● **Short problem**
Pull out every line below holding the word "this".

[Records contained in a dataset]
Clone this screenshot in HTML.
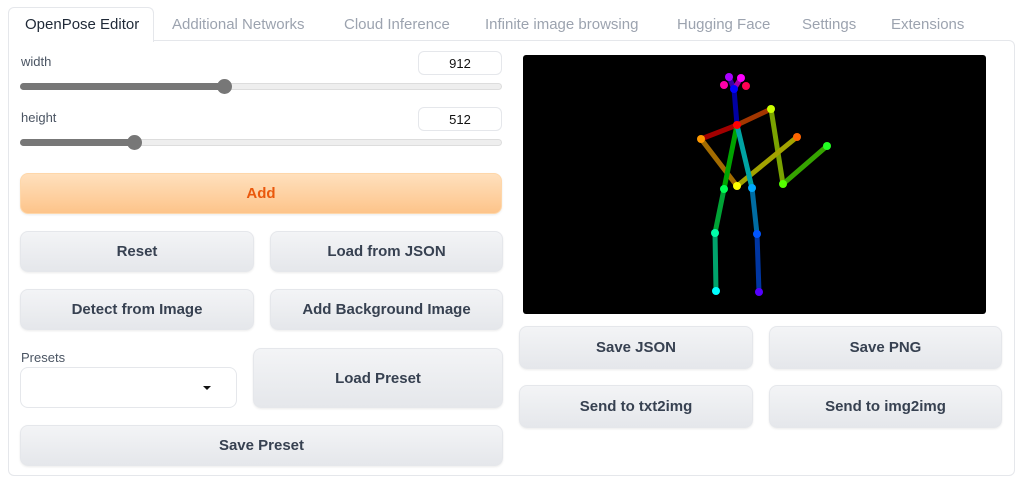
<!DOCTYPE html>
<html><head><style>
body{margin:0;width:1024px;height:483px;background:#fff;font-family:"Liberation Sans",sans-serif;position:relative;overflow:hidden;color:#374151}
.a{position:absolute}
.tab{position:absolute;top:16px;font-size:15px;color:#9ca3af}
.btn{position:absolute;background:linear-gradient(#f3f4f6,#e5e7eb);border:1px solid #e5e7eb;border-radius:8px;font-weight:bold;font-size:15px;color:#374151;display:flex;align-items:center;justify-content:center;box-sizing:border-box;box-shadow:0 1px 2px rgba(0,0,0,.08)}
.lbl{position:absolute;font-size:13px;color:#4b5563}
.num{position:absolute;width:84px;height:24px;border:1px solid #e5e7eb;border-radius:6px;font-size:13px;text-align:center;line-height:24px;color:#111;box-sizing:border-box}
.track{position:absolute;height:7px;border-radius:4px;background:#eee;border:1px solid #ddd;box-sizing:border-box}
.fill{position:absolute;height:7px;border-radius:4px;background:#777}
.knob{position:absolute;width:15px;height:15px;border-radius:50%;background:#777}
</style></head><body>
<div class="a" style="left:8px;top:40px;width:1007px;height:436px;border:1px solid #e5e7eb;border-radius:0 6px 6px 6px;box-sizing:border-box"></div>
<div class="a" style="left:8px;top:7px;width:146px;height:35px;border:1px solid #e5e7eb;border-bottom:none;border-radius:6px 6px 0 0;background:#fff;box-sizing:border-box"></div>
<div class="tab" style="left:25px;color:#1f2937">OpenPose Editor</div>
<div class="tab" style="left:172px">Additional Networks</div>
<div class="tab" style="left:344px">Cloud Inference</div>
<div class="tab" style="left:485px">Infinite image browsing</div>
<div class="tab" style="left:677px">Hugging Face</div>
<div class="tab" style="left:802px">Settings</div>
<div class="tab" style="left:891px">Extensions</div>

<div class="lbl" style="left:21px;top:54px">width</div>
<div class="num" style="left:418px;top:51px">912</div>
<div class="track" style="left:20px;top:83px;width:482px"></div>
<div class="fill" style="left:20px;top:83px;width:205px"></div>
<div class="knob" style="left:217px;top:79px"></div>
<div class="lbl" style="left:21px;top:110px">height</div>
<div class="num" style="left:418px;top:107px">512</div>
<div class="track" style="left:20px;top:139px;width:482px"></div>
<div class="fill" style="left:20px;top:139px;width:115px"></div>
<div class="knob" style="left:127px;top:135px"></div>

<div class="btn" style="left:20px;top:173px;width:482px;height:41px;background:linear-gradient(#ffe0bd,#fdc48a);border-color:#fed7aa;color:#ea580c">Add</div>
<div class="btn" style="left:20px;top:231px;width:234px;height:41px">Reset</div>
<div class="btn" style="left:270px;top:231px;width:233px;height:41px">Load from JSON</div>
<div class="btn" style="left:20px;top:289px;width:234px;height:41px">Detect from Image</div>
<div class="btn" style="left:270px;top:289px;width:233px;height:41px">Add Background Image</div>
<div class="lbl" style="left:21px;top:350px">Presets</div>
<div class="a" style="left:20px;top:367px;width:217px;height:41px;border:1px solid #e5e7eb;border-radius:8px;box-sizing:border-box"></div>
<div class="a" style="left:203px;top:386px;width:0;height:0;border-left:4px solid transparent;border-right:4px solid transparent;border-top:4px solid #111"></div>
<div class="btn" style="left:253px;top:348px;width:250px;height:60px">Load Preset</div>
<div class="btn" style="left:20px;top:425px;width:483px;height:41px">Save Preset</div>

<div class="a" style="left:523px;top:55px;width:463px;height:259px;background:#000;border-radius:3px"></div>
<svg class="a" style="left:0;top:0" width="1024" height="483">
<g stroke-width="5" stroke-linecap="round" opacity="0.8">
<line x1="737" y1="125" x2="701" y2="139" stroke="#c00"/>
<line x1="701" y1="139" x2="737" y2="186" stroke="#c80"/>
<line x1="737" y1="125" x2="771" y2="109" stroke="#c40"/>
<line x1="771" y1="109" x2="783" y2="184" stroke="#9c0"/>
<line x1="783" y1="184" x2="827" y2="146" stroke="#4c0"/>
<line x1="737" y1="186" x2="797" y2="137" stroke="#cc0"/>
<line x1="737" y1="125" x2="724" y2="189" stroke="#0c0"/>
<line x1="724" y1="189" x2="715" y2="233" stroke="#0c4"/>
<line x1="715" y1="233" x2="716" y2="291" stroke="#0c8"/>
<line x1="737" y1="125" x2="752" y2="188" stroke="#0cc"/>
<line x1="752" y1="188" x2="757" y2="234" stroke="#08c"/>
<line x1="757" y1="234" x2="759" y2="292" stroke="#04c"/>
<line x1="737" y1="125" x2="734" y2="89" stroke="#00c"/>
<line x1="734" y1="89" x2="729" y2="77" stroke="#40c"/>
<line x1="734" y1="89" x2="741" y2="78" stroke="#c0c"/>
</g>
<g>
<circle cx="737" cy="125" r="4" fill="#f00"/><circle cx="701" cy="139" r="4" fill="#f90"/>
<circle cx="737" cy="186" r="4" fill="#ff0"/><circle cx="771" cy="109" r="4" fill="#cf0"/>
<circle cx="783" cy="184" r="4" fill="#5f0"/><circle cx="827" cy="146" r="4" fill="#2f2"/>
<circle cx="797" cy="137" r="4" fill="#f60"/><circle cx="724" cy="189" r="4" fill="#0f5"/>
<circle cx="715" cy="233" r="4" fill="#0fa"/><circle cx="716" cy="291" r="4" fill="#0ff"/>
<circle cx="752" cy="188" r="4" fill="#0af"/><circle cx="757" cy="234" r="4" fill="#05f"/>
<circle cx="759" cy="292" r="4" fill="#50f"/><circle cx="734" cy="89" r="4" fill="#00f"/>
<circle cx="729" cy="77" r="4" fill="#a0f"/><circle cx="741" cy="78" r="4" fill="#f0f"/>
<circle cx="724" cy="85" r="4" fill="#f0a"/><circle cx="746" cy="86" r="4" fill="#f05"/>
</g>
</svg>

<div class="btn" style="left:519px;top:326px;width:234px;height:43px">Save JSON</div>
<div class="btn" style="left:769px;top:326px;width:233px;height:43px">Save PNG</div>
<div class="btn" style="left:519px;top:385px;width:234px;height:43px">Send to txt2img</div>
<div class="btn" style="left:769px;top:385px;width:233px;height:43px">Send to img2img</div>
</body></html>
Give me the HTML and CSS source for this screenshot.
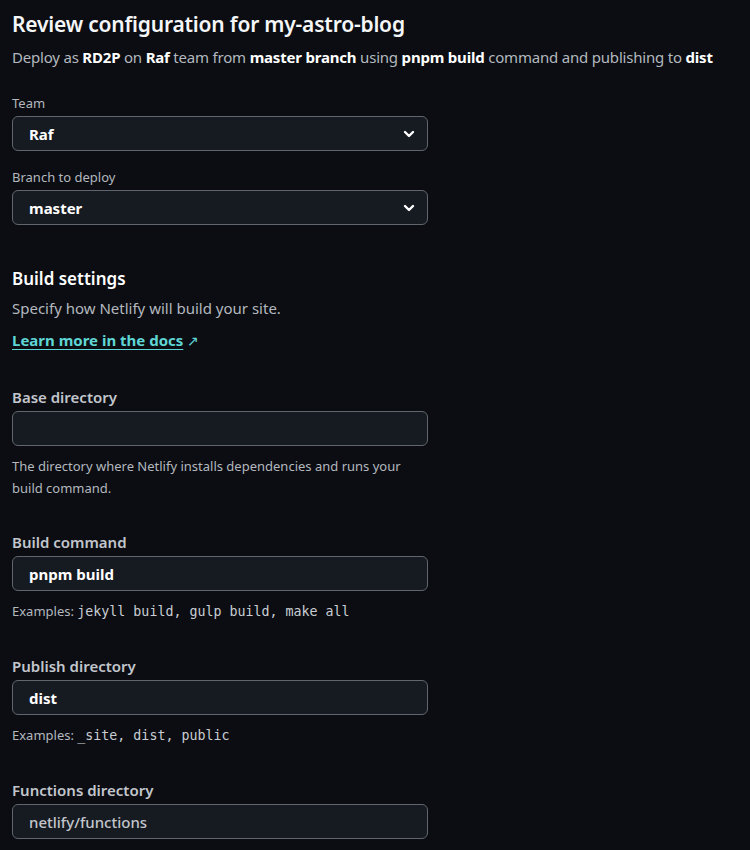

● **Task solution**
Clone this screenshot in HTML.
Give me the HTML and CSS source for this screenshot.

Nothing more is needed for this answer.